- **What is being asked**:
Count up the lines in the following listing that hold the word "React", then give only that count.

- **Dataset excerpts**:
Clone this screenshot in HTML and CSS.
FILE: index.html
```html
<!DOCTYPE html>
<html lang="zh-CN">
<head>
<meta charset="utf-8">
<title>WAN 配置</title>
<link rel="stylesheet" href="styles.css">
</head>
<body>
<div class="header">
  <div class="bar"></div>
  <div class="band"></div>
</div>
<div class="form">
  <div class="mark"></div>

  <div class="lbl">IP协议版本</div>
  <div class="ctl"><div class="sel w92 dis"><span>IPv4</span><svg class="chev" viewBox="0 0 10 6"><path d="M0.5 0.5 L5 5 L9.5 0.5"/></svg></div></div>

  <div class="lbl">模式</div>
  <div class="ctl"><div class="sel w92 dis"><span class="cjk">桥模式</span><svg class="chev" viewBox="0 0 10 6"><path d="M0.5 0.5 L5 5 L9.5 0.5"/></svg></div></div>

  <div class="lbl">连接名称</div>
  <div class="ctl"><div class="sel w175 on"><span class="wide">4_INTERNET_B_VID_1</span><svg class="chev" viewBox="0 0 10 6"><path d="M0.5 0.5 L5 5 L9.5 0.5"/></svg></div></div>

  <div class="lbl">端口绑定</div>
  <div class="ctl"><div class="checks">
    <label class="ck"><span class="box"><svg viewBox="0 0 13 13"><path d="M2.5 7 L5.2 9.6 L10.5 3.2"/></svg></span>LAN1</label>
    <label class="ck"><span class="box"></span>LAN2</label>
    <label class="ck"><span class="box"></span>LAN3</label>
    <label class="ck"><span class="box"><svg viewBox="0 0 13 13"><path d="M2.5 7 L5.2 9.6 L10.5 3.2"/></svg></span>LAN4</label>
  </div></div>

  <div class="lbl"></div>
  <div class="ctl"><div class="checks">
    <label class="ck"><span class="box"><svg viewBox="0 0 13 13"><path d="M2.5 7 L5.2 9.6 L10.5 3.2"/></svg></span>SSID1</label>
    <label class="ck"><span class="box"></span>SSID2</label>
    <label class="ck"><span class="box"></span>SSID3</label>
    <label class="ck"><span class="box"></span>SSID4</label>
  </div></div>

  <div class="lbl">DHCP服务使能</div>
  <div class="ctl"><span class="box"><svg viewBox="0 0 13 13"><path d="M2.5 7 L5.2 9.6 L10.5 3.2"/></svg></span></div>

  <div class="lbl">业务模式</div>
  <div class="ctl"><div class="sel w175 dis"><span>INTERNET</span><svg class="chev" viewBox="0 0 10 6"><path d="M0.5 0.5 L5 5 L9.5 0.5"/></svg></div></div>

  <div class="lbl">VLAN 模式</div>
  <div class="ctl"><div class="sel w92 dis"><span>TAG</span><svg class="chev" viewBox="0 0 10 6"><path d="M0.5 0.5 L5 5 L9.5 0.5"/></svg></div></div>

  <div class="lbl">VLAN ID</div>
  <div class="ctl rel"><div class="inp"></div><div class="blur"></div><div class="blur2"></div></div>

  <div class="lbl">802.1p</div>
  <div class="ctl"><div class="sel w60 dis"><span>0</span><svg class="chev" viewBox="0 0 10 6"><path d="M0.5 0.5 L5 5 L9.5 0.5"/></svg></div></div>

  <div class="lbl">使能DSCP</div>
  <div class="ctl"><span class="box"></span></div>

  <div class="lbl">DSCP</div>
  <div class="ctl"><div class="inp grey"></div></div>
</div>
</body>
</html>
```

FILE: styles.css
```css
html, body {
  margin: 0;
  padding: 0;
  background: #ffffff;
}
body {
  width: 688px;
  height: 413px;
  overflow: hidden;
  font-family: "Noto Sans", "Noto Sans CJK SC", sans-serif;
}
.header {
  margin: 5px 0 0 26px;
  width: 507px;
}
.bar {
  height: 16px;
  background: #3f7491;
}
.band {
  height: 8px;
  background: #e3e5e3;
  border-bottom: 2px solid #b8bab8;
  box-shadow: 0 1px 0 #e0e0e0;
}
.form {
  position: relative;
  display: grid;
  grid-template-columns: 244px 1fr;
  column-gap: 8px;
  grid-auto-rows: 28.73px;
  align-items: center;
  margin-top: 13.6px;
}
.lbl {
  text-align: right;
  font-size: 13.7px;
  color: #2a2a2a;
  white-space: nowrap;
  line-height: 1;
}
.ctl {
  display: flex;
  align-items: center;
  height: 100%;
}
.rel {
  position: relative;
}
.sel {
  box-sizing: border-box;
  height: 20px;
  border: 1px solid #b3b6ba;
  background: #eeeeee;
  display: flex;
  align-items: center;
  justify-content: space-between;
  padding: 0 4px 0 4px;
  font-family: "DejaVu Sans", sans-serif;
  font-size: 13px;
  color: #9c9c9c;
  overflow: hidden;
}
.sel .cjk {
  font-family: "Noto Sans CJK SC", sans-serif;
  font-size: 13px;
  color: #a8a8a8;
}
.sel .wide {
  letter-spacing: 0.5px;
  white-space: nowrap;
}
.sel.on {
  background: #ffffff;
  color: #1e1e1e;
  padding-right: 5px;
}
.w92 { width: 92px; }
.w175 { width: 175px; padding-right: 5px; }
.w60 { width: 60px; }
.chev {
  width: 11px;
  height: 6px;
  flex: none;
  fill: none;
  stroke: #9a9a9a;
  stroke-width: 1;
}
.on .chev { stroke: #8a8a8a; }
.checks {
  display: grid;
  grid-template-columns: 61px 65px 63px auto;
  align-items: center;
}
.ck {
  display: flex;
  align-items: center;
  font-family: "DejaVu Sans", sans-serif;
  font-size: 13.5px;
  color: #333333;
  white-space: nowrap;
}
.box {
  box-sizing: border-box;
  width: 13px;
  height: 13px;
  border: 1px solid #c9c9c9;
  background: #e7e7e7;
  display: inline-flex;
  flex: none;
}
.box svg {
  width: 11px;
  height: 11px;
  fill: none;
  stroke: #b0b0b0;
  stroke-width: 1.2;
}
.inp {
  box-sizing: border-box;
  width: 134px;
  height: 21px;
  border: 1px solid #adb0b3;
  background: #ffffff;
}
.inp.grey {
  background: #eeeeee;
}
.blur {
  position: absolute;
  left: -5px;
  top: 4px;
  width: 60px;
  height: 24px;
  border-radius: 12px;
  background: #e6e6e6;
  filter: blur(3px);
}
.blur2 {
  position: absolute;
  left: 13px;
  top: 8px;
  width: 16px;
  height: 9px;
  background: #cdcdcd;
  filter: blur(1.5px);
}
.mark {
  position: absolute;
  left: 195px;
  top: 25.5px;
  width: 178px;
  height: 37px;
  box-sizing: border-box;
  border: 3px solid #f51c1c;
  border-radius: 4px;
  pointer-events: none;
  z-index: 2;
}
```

...

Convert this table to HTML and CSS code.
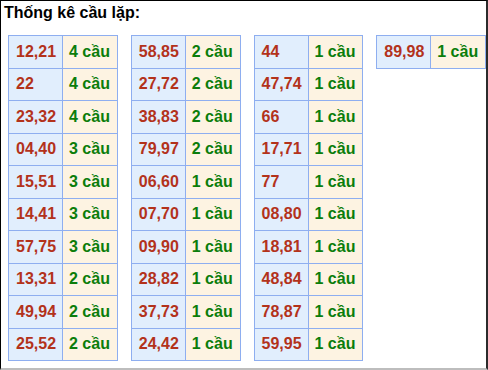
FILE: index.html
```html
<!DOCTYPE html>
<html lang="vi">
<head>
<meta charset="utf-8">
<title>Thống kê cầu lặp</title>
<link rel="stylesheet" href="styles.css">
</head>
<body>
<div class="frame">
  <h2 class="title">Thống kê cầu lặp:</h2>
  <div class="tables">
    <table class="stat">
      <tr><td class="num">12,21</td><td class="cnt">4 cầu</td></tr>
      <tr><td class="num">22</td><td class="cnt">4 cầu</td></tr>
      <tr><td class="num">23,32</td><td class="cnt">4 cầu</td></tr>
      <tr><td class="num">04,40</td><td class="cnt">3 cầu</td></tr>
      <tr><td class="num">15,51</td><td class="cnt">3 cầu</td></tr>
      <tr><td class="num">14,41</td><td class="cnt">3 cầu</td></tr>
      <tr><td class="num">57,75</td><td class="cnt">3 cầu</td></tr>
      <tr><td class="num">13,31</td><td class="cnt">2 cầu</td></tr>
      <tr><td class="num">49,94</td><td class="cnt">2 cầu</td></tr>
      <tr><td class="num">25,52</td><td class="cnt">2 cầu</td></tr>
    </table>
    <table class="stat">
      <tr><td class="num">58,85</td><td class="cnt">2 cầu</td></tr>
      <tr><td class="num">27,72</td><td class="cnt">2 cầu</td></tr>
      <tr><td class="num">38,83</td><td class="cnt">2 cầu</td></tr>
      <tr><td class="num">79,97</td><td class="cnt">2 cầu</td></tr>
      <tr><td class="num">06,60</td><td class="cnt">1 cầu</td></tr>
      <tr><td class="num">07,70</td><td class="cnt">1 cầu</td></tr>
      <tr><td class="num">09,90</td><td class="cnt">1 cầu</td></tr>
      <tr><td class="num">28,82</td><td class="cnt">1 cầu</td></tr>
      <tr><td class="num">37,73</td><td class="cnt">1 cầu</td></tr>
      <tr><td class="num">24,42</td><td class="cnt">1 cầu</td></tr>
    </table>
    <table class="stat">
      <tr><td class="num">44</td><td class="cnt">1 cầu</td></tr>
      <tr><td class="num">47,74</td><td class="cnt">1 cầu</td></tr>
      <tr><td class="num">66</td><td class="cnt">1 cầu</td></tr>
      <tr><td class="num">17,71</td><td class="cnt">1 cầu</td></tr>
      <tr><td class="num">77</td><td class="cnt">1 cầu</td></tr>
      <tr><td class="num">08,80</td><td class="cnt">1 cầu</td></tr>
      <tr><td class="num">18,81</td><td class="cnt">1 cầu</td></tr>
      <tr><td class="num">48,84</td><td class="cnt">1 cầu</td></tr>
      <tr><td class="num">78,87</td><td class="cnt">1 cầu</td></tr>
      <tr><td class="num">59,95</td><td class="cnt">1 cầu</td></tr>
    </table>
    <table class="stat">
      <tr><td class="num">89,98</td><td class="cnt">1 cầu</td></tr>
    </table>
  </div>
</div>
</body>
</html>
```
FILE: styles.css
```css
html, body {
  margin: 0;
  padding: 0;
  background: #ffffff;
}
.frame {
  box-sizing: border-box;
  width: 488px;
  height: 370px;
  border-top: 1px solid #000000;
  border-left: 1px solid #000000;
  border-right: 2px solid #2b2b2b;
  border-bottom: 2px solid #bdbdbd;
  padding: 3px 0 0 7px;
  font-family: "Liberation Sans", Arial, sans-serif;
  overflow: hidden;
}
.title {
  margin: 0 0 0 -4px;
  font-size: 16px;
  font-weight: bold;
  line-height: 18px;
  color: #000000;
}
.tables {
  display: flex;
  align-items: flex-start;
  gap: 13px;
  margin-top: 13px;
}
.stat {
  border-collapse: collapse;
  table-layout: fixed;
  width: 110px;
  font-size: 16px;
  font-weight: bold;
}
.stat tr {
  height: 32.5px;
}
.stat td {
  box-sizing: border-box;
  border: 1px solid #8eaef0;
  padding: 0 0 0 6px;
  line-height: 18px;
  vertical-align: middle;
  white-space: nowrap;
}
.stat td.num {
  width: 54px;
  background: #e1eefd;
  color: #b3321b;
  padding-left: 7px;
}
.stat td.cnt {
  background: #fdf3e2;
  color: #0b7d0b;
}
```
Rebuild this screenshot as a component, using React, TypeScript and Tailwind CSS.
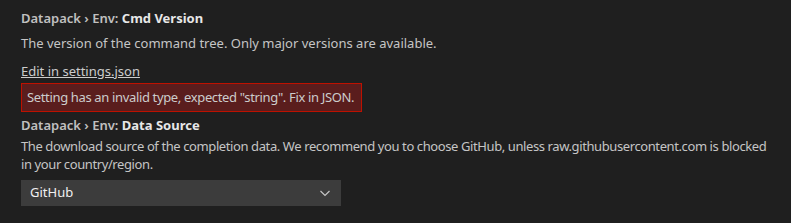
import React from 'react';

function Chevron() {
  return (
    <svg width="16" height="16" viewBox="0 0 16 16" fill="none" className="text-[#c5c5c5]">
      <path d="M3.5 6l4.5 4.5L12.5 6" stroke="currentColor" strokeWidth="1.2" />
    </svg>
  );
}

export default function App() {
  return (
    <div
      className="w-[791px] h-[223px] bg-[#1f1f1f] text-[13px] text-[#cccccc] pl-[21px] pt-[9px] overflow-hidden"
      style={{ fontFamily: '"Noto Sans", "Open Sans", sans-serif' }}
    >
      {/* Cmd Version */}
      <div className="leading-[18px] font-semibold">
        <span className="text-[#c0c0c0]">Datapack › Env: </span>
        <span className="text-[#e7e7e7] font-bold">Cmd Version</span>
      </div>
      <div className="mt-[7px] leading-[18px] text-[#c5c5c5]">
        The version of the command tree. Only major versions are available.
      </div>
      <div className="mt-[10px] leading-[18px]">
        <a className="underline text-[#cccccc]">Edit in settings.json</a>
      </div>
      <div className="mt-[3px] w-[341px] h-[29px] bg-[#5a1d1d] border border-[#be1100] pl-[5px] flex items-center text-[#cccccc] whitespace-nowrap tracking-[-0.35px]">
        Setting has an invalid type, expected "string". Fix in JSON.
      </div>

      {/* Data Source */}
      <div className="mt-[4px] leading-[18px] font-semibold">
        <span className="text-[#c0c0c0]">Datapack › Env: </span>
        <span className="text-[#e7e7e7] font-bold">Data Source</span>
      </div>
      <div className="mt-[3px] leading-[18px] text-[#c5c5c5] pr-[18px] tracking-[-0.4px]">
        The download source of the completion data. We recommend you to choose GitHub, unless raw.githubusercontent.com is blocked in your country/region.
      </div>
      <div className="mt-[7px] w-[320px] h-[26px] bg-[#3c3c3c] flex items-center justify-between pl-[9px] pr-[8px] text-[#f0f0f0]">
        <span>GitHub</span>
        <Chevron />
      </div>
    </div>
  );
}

- **Output below**:
2